**What needs to be done**
Each line below should be retyped exactly, with no pictures.

**Records supplied**
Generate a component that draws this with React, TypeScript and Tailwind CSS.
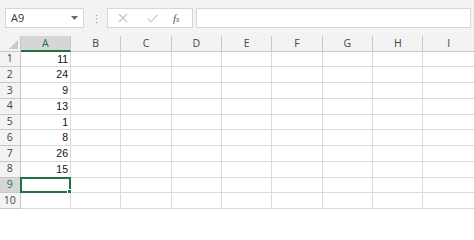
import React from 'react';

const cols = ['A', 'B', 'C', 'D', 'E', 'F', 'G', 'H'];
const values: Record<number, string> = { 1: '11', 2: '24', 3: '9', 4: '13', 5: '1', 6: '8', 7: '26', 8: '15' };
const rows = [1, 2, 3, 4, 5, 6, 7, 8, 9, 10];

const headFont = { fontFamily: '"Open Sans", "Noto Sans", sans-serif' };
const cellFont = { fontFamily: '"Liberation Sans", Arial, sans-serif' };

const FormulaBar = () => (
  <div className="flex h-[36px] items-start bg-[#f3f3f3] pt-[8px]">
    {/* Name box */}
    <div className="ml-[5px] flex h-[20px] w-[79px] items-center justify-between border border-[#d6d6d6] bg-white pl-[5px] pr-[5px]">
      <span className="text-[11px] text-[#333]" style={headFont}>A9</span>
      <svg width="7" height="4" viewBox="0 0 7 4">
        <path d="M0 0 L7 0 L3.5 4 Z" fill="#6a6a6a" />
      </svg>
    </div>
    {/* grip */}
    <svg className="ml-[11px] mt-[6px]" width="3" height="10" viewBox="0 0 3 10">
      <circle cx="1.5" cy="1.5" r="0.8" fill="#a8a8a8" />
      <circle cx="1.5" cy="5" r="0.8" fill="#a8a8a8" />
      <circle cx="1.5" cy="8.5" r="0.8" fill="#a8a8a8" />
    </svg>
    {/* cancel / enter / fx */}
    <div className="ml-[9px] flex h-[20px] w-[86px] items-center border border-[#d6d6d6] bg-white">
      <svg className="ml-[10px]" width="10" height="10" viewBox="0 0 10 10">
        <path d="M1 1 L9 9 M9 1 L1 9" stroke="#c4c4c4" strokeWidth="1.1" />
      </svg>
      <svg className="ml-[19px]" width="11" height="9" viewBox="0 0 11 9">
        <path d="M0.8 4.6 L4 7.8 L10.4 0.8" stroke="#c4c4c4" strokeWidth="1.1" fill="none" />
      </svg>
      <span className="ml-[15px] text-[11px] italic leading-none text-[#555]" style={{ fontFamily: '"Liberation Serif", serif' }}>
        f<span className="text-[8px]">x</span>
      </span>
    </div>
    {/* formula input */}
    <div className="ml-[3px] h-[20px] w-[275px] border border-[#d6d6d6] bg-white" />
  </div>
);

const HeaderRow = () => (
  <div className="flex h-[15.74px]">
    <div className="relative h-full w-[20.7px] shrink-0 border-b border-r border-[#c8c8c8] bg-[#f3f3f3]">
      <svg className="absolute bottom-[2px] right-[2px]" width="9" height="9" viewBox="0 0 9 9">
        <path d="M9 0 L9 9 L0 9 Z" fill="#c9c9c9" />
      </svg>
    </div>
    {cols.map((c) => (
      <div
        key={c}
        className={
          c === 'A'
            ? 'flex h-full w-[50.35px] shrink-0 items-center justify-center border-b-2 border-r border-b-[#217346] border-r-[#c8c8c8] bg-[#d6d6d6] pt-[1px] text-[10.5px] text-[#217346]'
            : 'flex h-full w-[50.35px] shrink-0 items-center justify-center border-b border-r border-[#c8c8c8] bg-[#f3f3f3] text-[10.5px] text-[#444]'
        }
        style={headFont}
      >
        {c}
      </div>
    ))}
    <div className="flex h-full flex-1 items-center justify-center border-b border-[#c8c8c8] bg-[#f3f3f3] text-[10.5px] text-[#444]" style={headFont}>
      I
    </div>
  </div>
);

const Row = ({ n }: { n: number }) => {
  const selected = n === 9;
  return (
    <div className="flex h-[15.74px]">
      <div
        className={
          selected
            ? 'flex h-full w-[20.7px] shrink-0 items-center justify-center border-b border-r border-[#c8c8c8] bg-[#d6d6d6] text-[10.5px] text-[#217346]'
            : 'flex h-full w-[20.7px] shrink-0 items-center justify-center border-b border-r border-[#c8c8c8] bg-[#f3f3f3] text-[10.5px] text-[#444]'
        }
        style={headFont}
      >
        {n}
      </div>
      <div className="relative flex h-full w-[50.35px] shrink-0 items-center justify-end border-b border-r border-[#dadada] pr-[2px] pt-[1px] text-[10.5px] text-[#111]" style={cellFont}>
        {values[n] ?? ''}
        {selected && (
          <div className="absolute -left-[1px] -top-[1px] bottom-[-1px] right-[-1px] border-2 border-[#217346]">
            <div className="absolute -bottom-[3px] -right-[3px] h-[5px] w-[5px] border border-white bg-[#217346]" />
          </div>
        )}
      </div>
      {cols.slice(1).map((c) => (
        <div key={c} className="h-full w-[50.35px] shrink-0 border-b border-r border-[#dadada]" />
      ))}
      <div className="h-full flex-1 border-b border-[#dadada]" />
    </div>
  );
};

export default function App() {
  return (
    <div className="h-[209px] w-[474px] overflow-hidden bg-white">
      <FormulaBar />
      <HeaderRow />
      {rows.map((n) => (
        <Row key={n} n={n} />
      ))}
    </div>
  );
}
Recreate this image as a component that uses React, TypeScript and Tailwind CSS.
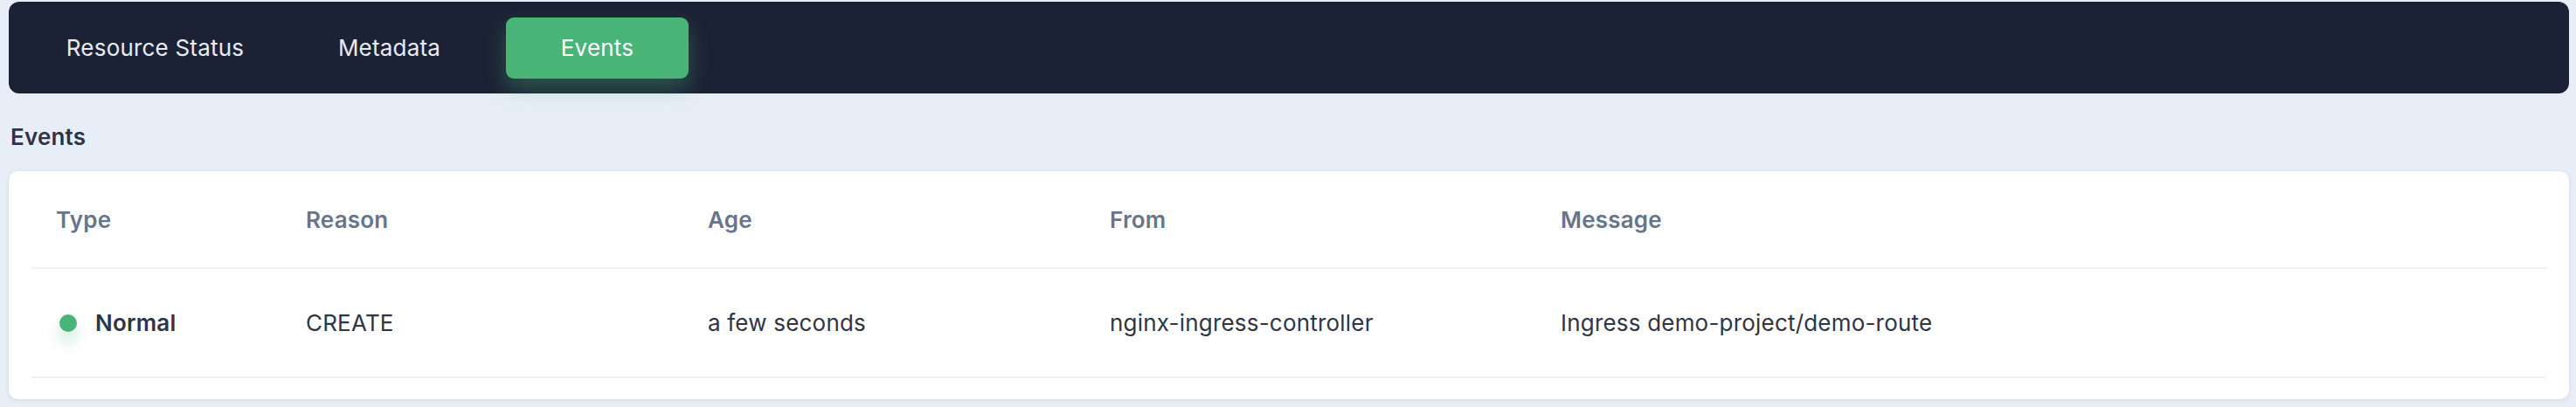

**Correct answer**
Generate a component that draws this with React, TypeScript and Tailwind CSS.
import React from 'react';

const cols = ['A', 'B', 'C', 'D', 'E', 'F', 'G', 'H'];
const values: Record<number, string> = { 1: '11', 2: '24', 3: '9', 4: '13', 5: '1', 6: '8', 7: '26', 8: '15' };
const rows = [1, 2, 3, 4, 5, 6, 7, 8, 9, 10];

const headFont = { fontFamily: '"Open Sans", "Noto Sans", sans-serif' };
const cellFont = { fontFamily: '"Liberation Sans", Arial, sans-serif' };

const FormulaBar = () => (
  <div className="flex h-[36px] items-start bg-[#f3f3f3] pt-[8px]">
    {/* Name box */}
    <div className="ml-[5px] flex h-[20px] w-[79px] items-center justify-between border border-[#d6d6d6] bg-white pl-[5px] pr-[5px]">
      <span className="text-[11px] text-[#333]" style={headFont}>A9</span>
      <svg width="7" height="4" viewBox="0 0 7 4">
        <path d="M0 0 L7 0 L3.5 4 Z" fill="#6a6a6a" />
      </svg>
    </div>
    {/* grip */}
    <svg className="ml-[11px] mt-[6px]" width="3" height="10" viewBox="0 0 3 10">
      <circle cx="1.5" cy="1.5" r="0.8" fill="#a8a8a8" />
      <circle cx="1.5" cy="5" r="0.8" fill="#a8a8a8" />
      <circle cx="1.5" cy="8.5" r="0.8" fill="#a8a8a8" />
    </svg>
    {/* cancel / enter / fx */}
    <div className="ml-[9px] flex h-[20px] w-[86px] items-center border border-[#d6d6d6] bg-white">
      <svg className="ml-[10px]" width="10" height="10" viewBox="0 0 10 10">
        <path d="M1 1 L9 9 M9 1 L1 9" stroke="#c4c4c4" strokeWidth="1.1" />
      </svg>
      <svg className="ml-[19px]" width="11" height="9" viewBox="0 0 11 9">
        <path d="M0.8 4.6 L4 7.8 L10.4 0.8" stroke="#c4c4c4" strokeWidth="1.1" fill="none" />
      </svg>
      <span className="ml-[15px] text-[11px] italic leading-none text-[#555]" style={{ fontFamily: '"Liberation Serif", serif' }}>
        f<span className="text-[8px]">x</span>
      </span>
    </div>
    {/* formula input */}
    <div className="ml-[3px] h-[20px] w-[275px] border border-[#d6d6d6] bg-white" />
  </div>
);

const HeaderRow = () => (
  <div className="flex h-[15.74px]">
    <div className="relative h-full w-[20.7px] shrink-0 border-b border-r border-[#c8c8c8] bg-[#f3f3f3]">
      <svg className="absolute bottom-[2px] right-[2px]" width="9" height="9" viewBox="0 0 9 9">
        <path d="M9 0 L9 9 L0 9 Z" fill="#c9c9c9" />
      </svg>
    </div>
    {cols.map((c) => (
      <div
        key={c}
        className={
          c === 'A'
            ? 'flex h-full w-[50.35px] shrink-0 items-center justify-center border-b-2 border-r border-b-[#217346] border-r-[#c8c8c8] bg-[#d6d6d6] pt-[1px] text-[10.5px] text-[#217346]'
            : 'flex h-full w-[50.35px] shrink-0 items-center justify-center border-b border-r border-[#c8c8c8] bg-[#f3f3f3] text-[10.5px] text-[#444]'
        }
        style={headFont}
      >
        {c}
      </div>
    ))}
    <div className="flex h-full flex-1 items-center justify-center border-b border-[#c8c8c8] bg-[#f3f3f3] text-[10.5px] text-[#444]" style={headFont}>
      I
    </div>
  </div>
);

const Row = ({ n }: { n: number }) => {
  const selected = n === 9;
  return (
    <div className="flex h-[15.74px]">
      <div
        className={
          selected
            ? 'flex h-full w-[20.7px] shrink-0 items-center justify-center border-b border-r border-[#c8c8c8] bg-[#d6d6d6] text-[10.5px] text-[#217346]'
            : 'flex h-full w-[20.7px] shrink-0 items-center justify-center border-b border-r border-[#c8c8c8] bg-[#f3f3f3] text-[10.5px] text-[#444]'
        }
        style={headFont}
      >
        {n}
      </div>
      <div className="relative flex h-full w-[50.35px] shrink-0 items-center justify-end border-b border-r border-[#dadada] pr-[2px] pt-[1px] text-[10.5px] text-[#111]" style={cellFont}>
        {values[n] ?? ''}
        {selected && (
          <div className="absolute -left-[1px] -top-[1px] bottom-[-1px] right-[-1px] border-2 border-[#217346]">
            <div className="absolute -bottom-[3px] -right-[3px] h-[5px] w-[5px] border border-white bg-[#217346]" />
          </div>
        )}
      </div>
      {cols.slice(1).map((c) => (
        <div key={c} className="h-full w-[50.35px] shrink-0 border-b border-r border-[#dadada]" />
      ))}
      <div className="h-full flex-1 border-b border-[#dadada]" />
    </div>
  );
};

export default function App() {
  return (
    <div className="h-[209px] w-[474px] overflow-hidden bg-white">
      <FormulaBar />
      <HeaderRow />
      {rows.map((n) => (
        <Row key={n} n={n} />
      ))}
    </div>
  );
}
Recreate this image as a component that uses React, TypeScript and Tailwind CSS.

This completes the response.